## Directions
Count how many lines hold the string "index". Answer with that number and nothing more.

☆ ☆ ☆ ☆

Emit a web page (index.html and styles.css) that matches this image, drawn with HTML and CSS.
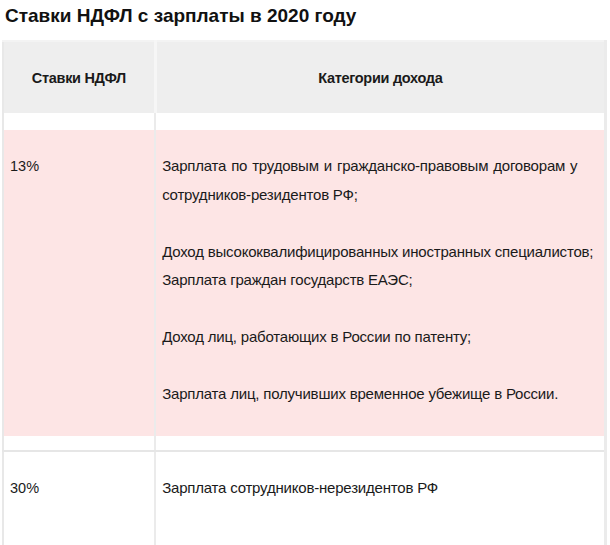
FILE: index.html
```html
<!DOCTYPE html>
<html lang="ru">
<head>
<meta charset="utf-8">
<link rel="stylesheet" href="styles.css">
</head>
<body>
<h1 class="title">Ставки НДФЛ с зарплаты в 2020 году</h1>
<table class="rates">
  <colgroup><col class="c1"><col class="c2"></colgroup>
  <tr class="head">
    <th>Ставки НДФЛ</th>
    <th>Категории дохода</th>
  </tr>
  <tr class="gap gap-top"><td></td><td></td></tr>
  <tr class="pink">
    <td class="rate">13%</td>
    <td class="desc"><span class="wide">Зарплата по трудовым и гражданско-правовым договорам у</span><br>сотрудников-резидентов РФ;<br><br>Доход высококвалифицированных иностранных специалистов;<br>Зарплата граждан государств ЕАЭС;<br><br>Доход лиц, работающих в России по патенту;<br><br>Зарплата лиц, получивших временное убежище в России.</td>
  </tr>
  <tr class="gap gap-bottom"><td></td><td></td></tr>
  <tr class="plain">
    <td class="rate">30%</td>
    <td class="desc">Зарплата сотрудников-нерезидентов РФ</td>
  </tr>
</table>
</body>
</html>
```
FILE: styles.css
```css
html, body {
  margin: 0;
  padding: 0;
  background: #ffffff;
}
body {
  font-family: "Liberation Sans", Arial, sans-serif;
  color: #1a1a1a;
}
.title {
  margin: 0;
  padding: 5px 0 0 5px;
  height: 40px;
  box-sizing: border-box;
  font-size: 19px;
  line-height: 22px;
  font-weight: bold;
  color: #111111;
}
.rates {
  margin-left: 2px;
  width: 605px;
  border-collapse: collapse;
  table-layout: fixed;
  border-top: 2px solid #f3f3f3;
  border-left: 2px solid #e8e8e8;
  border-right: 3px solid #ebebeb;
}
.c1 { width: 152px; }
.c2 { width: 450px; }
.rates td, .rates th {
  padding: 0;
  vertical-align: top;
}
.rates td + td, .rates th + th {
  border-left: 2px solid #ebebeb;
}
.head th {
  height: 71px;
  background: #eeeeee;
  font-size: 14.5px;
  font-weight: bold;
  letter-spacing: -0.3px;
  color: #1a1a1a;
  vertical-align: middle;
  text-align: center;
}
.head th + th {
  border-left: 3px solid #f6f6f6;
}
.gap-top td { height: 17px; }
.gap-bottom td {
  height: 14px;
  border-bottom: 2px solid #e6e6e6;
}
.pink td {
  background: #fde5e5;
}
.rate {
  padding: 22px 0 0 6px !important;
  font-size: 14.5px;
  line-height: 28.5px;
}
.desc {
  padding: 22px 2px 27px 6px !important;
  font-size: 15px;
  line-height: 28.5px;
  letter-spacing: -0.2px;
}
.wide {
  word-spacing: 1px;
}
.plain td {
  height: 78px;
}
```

☆ ☆ ☆ ☆

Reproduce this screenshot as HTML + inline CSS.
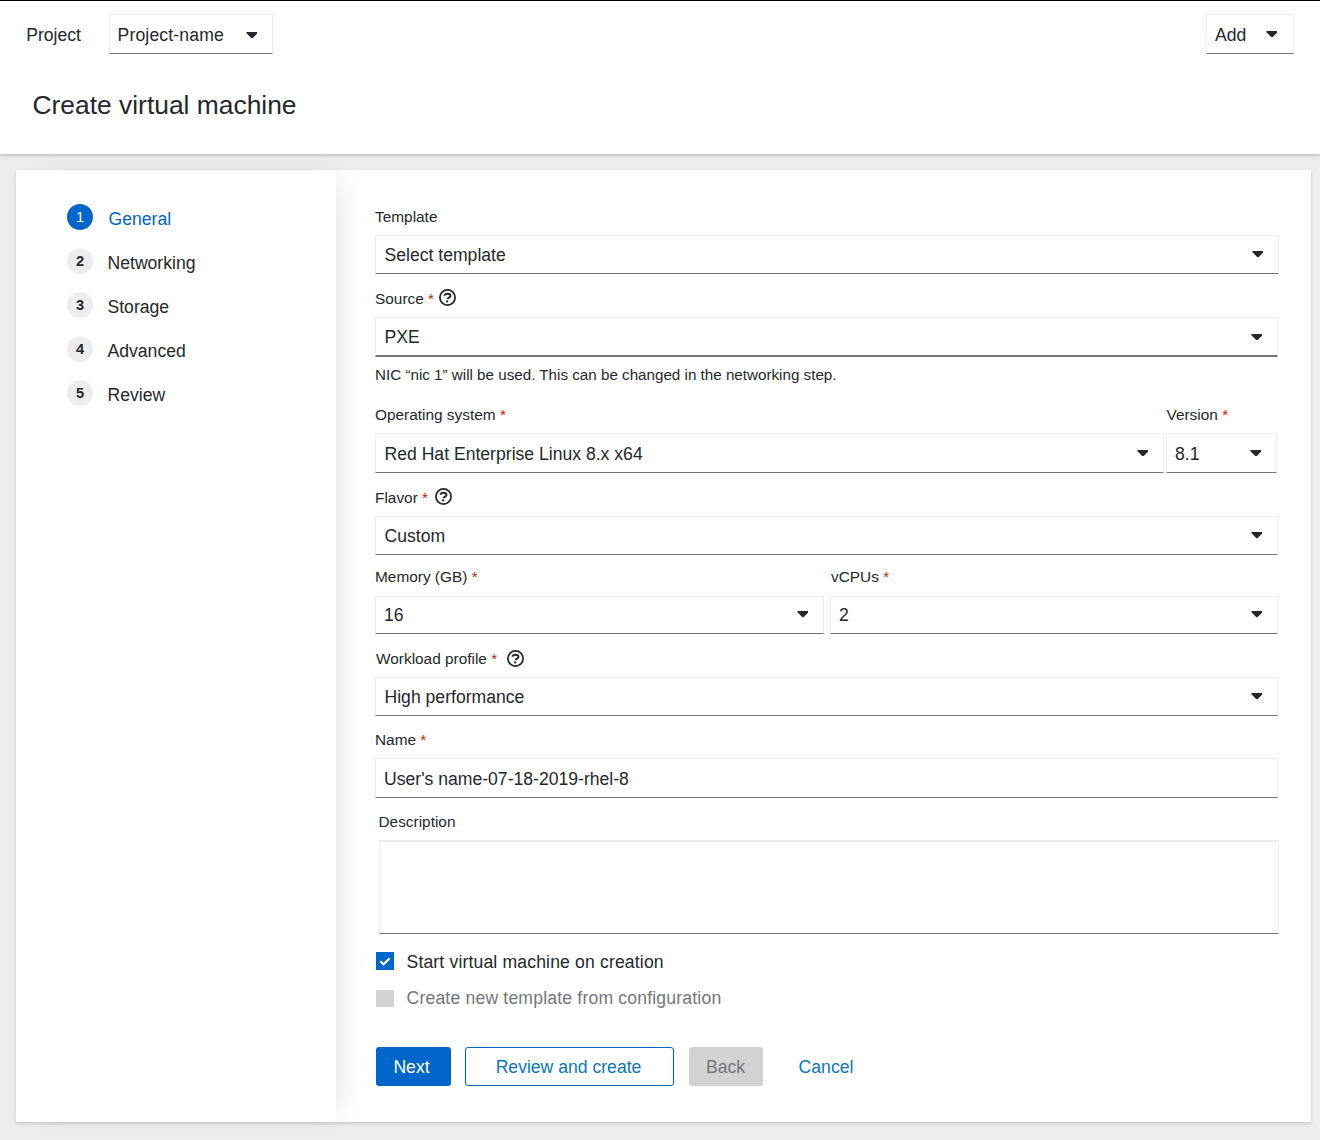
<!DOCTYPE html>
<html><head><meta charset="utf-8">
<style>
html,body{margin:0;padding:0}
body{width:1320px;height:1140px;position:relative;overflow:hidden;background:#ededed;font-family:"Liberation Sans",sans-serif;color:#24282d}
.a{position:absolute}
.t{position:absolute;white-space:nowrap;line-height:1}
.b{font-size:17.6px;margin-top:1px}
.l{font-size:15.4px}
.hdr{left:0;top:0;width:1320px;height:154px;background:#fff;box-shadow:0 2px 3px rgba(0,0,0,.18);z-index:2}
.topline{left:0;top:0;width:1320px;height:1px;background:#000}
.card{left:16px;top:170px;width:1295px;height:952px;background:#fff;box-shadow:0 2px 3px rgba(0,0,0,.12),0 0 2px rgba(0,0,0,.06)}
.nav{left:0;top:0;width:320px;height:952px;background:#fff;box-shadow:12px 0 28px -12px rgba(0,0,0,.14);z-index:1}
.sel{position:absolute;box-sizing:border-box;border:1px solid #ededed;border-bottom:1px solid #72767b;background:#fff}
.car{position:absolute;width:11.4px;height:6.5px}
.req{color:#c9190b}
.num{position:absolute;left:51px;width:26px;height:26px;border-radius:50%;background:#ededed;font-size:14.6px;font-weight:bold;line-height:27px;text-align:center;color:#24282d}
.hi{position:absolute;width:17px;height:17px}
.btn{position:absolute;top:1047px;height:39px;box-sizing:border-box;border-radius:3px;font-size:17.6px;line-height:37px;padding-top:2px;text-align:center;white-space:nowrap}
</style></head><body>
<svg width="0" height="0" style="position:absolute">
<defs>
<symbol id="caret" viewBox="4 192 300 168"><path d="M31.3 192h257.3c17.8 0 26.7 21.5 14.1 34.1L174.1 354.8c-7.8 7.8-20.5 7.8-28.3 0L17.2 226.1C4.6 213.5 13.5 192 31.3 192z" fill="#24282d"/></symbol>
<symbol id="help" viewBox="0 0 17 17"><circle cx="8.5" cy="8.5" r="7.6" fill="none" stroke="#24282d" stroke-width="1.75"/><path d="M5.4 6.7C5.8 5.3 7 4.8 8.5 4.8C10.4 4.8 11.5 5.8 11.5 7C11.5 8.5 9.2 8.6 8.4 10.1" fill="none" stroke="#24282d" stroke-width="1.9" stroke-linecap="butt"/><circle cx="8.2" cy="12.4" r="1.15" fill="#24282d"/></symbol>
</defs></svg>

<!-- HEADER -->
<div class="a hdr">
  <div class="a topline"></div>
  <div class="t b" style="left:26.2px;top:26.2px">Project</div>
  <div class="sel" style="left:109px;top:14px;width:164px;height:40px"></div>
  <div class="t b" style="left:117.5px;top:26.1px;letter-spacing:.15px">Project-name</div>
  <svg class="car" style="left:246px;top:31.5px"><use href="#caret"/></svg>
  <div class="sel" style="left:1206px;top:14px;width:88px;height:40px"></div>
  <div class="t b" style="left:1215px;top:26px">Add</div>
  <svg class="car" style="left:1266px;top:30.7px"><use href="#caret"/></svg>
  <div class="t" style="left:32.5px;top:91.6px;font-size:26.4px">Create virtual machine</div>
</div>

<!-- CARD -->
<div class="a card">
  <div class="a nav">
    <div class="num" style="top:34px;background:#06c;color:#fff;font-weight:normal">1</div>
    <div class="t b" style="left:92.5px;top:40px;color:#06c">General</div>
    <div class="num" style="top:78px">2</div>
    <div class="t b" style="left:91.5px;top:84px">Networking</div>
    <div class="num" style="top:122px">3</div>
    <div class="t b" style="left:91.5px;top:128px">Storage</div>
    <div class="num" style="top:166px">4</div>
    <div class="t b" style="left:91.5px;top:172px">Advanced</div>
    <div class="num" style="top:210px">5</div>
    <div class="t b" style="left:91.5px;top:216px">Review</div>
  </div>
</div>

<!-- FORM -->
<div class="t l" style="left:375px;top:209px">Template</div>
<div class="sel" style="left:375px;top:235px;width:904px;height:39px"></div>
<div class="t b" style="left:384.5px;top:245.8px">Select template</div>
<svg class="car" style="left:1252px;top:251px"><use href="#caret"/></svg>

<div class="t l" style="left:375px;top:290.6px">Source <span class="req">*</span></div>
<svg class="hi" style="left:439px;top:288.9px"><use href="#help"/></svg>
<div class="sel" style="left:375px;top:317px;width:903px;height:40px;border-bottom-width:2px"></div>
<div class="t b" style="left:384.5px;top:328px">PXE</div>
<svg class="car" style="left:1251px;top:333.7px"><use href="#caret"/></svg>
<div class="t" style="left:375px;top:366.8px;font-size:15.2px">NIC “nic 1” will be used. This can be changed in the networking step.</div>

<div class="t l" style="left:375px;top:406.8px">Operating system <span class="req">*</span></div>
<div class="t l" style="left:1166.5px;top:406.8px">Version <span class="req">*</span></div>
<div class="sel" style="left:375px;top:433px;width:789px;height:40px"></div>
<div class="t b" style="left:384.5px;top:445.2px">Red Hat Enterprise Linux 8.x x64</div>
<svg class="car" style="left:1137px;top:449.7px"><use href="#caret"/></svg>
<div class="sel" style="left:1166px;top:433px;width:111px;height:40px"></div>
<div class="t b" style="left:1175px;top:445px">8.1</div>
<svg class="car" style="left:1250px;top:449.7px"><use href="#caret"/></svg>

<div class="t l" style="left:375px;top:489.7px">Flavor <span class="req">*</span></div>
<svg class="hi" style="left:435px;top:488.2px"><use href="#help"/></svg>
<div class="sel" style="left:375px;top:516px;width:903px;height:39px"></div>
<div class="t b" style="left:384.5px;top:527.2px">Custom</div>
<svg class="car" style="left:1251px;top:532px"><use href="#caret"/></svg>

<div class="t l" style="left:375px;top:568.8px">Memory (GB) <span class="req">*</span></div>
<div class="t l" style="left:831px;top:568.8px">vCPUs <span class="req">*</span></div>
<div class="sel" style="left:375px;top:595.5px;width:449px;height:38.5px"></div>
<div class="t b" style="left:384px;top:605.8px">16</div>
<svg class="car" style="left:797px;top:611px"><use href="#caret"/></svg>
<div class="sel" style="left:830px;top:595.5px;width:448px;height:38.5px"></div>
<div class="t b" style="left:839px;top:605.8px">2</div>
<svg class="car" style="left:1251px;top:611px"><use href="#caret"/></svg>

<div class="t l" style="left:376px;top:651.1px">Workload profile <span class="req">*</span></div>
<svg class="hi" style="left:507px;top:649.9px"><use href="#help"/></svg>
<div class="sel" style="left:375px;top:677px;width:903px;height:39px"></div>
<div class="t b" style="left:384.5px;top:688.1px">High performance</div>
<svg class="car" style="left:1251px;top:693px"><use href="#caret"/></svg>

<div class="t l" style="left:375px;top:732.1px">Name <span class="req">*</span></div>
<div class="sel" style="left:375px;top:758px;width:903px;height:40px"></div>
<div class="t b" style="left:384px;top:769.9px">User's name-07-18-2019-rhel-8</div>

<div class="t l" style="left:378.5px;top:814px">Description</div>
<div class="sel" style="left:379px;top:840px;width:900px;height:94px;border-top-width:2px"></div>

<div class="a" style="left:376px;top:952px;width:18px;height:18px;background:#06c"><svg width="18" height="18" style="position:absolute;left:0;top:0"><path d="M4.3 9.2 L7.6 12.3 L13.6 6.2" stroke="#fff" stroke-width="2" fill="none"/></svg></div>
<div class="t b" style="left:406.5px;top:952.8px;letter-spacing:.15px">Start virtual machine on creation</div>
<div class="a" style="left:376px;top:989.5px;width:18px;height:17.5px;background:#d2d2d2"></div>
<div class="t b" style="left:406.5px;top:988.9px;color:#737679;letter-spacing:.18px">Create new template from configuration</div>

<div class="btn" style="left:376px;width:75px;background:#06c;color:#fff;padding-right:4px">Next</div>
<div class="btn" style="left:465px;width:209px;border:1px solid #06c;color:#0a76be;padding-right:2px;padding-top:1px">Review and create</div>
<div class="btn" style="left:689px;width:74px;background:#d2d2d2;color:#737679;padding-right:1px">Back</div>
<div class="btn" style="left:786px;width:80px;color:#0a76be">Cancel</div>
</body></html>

☆ ☆ ☆ ☆

## Task result
4